## The exercise
Every line that contains the word "Tailwind" should be copied.

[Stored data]
+++

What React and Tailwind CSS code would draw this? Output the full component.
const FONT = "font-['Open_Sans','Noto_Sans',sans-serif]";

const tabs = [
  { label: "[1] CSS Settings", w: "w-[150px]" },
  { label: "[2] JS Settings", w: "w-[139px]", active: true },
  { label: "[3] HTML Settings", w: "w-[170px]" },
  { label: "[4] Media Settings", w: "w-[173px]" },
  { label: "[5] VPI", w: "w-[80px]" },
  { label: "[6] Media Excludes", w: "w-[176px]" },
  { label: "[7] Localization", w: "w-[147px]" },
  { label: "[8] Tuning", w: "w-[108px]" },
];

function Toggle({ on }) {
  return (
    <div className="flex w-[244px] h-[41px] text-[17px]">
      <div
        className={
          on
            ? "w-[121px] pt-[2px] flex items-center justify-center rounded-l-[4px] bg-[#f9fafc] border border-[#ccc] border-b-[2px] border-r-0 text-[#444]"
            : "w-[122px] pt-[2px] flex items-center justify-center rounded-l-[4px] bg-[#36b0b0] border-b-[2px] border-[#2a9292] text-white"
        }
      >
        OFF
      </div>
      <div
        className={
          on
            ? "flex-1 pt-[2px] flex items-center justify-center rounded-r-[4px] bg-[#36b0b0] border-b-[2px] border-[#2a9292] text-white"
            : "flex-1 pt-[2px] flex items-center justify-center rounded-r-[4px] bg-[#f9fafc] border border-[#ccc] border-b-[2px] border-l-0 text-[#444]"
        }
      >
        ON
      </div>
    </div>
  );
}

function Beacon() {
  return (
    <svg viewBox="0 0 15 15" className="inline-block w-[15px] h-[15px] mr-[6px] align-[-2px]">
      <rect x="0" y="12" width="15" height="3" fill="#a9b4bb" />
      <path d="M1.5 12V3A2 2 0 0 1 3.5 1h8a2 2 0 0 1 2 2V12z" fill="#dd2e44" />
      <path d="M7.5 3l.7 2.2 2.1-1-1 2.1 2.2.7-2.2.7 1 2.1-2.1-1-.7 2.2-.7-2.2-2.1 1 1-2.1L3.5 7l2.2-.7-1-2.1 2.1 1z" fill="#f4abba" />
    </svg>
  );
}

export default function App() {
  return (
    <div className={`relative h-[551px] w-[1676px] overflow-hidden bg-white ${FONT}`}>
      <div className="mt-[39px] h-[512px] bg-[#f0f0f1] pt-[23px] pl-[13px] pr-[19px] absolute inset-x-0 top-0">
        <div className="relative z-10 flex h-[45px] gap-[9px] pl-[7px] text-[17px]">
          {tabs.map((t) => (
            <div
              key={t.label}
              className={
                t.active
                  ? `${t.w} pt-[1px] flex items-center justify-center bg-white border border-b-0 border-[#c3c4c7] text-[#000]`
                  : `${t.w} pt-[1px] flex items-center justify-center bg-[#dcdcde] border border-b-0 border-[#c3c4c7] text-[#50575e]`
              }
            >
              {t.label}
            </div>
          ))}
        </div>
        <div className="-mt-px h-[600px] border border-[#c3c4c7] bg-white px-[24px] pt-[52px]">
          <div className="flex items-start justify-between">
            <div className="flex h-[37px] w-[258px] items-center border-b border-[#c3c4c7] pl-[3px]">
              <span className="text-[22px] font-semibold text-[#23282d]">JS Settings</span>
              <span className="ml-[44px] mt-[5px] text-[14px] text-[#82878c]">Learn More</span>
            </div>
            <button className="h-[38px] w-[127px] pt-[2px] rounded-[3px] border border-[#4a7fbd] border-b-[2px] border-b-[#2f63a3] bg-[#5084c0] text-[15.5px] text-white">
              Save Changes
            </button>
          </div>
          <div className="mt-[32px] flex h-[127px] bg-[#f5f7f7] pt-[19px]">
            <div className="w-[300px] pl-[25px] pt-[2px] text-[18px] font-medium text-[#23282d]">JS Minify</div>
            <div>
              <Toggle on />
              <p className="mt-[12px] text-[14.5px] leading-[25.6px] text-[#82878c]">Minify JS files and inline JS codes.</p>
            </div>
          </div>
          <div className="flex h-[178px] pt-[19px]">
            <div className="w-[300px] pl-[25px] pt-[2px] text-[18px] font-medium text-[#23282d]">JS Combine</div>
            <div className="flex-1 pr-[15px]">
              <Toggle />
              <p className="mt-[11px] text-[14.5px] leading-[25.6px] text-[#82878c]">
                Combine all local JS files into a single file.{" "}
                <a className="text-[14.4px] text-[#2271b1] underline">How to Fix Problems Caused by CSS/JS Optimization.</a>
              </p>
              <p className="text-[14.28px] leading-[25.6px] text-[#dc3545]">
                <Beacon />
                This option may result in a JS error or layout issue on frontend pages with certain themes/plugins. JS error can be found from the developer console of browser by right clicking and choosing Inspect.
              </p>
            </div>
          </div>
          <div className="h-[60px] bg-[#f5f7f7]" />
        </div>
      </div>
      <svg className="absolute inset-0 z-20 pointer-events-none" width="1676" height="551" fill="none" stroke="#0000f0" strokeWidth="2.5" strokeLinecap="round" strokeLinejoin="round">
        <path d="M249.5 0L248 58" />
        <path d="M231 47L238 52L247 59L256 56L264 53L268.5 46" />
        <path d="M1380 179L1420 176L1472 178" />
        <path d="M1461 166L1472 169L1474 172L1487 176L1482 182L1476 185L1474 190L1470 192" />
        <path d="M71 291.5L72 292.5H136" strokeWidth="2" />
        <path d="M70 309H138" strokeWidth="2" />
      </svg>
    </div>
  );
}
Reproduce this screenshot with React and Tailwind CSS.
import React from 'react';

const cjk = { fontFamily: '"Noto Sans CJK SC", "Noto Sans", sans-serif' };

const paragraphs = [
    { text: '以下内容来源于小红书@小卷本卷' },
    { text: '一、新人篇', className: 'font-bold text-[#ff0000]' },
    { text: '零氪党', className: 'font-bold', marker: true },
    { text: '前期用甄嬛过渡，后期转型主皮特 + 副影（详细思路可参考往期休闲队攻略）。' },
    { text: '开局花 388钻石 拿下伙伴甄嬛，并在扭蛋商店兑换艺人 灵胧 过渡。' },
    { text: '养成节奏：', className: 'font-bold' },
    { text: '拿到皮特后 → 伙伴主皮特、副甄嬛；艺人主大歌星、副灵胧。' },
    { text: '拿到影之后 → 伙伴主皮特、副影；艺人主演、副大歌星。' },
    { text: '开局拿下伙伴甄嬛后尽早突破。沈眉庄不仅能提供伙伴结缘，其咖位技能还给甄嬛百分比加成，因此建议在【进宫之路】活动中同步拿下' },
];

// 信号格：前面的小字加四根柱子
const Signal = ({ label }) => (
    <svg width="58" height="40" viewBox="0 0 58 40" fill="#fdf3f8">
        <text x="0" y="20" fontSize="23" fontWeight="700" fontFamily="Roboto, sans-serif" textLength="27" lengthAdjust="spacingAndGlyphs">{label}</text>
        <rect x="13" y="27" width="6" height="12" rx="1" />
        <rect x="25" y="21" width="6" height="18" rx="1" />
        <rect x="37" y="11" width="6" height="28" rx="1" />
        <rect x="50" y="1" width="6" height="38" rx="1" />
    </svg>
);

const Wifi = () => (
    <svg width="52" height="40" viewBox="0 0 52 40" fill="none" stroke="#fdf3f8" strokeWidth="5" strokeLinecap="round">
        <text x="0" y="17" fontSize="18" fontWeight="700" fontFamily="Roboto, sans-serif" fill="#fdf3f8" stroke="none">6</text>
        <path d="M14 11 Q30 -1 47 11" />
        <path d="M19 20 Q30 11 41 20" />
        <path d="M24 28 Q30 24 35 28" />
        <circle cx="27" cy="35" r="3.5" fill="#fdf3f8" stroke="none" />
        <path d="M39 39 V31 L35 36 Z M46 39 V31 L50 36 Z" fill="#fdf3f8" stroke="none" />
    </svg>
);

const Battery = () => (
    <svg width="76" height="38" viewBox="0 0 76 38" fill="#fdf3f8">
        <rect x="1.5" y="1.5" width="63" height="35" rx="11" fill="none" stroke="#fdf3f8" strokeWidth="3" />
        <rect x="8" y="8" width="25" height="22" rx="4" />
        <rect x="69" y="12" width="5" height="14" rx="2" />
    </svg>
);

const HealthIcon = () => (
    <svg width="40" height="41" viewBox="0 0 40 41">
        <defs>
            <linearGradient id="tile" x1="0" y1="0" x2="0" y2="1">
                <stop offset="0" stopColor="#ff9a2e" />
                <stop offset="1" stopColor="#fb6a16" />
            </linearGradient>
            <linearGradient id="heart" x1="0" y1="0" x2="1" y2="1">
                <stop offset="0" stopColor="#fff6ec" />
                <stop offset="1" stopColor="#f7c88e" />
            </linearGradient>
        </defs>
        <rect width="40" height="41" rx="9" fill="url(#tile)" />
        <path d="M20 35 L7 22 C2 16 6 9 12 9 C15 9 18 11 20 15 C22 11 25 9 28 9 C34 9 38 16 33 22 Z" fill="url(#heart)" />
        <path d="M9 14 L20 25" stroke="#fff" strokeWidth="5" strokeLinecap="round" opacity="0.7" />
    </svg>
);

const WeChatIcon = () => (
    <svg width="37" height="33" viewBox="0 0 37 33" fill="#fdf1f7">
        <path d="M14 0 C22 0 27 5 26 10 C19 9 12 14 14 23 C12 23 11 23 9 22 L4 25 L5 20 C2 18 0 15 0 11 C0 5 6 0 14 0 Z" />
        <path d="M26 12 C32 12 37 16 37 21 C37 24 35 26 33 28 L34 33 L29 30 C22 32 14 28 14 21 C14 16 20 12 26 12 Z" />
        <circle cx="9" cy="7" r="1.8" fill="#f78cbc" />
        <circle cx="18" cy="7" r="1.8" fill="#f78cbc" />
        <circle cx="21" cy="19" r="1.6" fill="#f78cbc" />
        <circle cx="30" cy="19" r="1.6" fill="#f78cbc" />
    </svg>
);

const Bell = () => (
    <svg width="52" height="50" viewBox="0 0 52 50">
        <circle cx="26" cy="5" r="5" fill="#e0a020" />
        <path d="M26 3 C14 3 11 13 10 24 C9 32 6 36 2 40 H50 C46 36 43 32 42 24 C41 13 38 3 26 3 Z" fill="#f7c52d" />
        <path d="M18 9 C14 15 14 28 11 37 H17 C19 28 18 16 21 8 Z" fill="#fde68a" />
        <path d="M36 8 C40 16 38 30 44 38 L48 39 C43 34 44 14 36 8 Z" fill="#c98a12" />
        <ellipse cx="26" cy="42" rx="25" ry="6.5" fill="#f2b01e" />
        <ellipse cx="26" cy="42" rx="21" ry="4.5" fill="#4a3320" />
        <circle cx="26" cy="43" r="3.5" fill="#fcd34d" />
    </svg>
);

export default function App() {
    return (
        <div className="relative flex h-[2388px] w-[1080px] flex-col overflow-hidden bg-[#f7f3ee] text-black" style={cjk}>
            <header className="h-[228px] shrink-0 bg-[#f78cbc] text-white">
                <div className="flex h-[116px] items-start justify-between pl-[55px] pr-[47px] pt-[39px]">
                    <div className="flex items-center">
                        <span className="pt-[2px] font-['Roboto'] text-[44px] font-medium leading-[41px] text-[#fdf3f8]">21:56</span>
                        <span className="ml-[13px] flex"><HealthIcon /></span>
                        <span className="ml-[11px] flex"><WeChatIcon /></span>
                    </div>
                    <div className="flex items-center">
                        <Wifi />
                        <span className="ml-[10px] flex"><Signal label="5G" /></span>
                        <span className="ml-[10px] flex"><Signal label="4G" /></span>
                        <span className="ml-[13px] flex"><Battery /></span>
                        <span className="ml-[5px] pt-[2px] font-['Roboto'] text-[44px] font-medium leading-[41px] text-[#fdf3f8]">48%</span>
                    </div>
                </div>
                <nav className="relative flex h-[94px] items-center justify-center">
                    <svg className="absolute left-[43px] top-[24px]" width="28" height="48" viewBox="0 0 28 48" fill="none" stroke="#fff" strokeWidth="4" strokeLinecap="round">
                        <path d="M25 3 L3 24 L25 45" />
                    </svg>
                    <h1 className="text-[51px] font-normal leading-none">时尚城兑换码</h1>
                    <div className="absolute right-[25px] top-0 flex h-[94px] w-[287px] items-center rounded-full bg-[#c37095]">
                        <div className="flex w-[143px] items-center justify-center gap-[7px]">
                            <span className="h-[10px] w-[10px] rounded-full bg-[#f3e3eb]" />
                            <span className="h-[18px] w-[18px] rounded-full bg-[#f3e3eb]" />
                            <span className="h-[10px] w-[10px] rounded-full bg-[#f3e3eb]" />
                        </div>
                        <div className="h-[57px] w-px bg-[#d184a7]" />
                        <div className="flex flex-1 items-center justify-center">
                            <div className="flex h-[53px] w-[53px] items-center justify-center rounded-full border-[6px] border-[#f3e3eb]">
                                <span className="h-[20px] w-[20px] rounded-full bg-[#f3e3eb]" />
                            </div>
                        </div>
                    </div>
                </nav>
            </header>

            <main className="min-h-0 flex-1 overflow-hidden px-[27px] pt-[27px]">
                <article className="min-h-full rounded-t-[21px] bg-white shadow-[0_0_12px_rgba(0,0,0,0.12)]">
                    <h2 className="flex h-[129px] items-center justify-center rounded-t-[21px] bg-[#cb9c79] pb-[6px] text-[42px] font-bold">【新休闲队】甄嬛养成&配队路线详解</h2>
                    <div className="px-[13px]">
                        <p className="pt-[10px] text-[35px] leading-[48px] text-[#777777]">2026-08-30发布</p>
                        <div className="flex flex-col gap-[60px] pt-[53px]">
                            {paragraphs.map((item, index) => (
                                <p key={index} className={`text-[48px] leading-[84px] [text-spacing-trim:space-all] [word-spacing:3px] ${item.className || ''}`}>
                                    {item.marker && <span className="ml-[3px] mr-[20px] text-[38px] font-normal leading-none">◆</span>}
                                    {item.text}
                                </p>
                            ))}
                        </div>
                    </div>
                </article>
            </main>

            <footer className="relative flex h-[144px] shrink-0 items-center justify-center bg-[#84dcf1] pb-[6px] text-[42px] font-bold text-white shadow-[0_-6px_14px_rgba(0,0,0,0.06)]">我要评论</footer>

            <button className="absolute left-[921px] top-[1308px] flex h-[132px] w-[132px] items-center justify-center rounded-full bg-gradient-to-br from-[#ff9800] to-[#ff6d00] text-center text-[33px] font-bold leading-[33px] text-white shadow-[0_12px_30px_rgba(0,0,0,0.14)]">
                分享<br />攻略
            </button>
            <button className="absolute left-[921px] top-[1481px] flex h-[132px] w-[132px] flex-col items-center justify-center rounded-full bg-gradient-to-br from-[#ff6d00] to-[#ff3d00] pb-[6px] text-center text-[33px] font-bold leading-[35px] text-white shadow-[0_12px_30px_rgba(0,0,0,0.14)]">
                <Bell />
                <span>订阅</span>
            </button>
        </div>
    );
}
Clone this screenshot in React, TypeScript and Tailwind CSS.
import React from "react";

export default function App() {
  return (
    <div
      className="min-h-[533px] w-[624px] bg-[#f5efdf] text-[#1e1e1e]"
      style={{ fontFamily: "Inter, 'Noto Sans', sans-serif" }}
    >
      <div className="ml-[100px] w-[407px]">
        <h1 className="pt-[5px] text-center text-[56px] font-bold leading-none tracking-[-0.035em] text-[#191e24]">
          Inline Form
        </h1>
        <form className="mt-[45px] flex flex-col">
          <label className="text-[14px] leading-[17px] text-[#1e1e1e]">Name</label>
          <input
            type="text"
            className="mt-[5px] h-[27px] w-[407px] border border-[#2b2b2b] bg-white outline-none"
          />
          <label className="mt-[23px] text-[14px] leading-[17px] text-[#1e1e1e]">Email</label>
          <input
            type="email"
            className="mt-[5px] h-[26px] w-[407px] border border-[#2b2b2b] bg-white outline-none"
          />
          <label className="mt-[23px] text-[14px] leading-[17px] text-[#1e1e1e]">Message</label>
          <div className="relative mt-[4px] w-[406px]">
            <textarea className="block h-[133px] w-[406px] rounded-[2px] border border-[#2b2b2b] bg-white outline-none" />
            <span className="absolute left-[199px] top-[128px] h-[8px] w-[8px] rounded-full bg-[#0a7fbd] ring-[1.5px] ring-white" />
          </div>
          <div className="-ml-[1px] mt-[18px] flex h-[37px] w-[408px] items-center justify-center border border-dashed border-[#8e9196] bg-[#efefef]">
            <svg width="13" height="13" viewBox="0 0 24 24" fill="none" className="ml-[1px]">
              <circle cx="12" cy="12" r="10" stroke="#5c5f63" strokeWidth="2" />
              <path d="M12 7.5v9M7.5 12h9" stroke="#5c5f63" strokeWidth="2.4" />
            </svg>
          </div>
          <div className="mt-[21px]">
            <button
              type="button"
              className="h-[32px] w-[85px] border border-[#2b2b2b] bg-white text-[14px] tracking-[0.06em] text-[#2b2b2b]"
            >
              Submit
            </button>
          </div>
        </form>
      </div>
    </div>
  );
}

+++

## Problem solution
What React and Tailwind CSS code would draw this? Output the full component.
Reproduce this screenshot with React and Tailwind CSS.
Clone this screenshot in React, TypeScript and Tailwind CSS.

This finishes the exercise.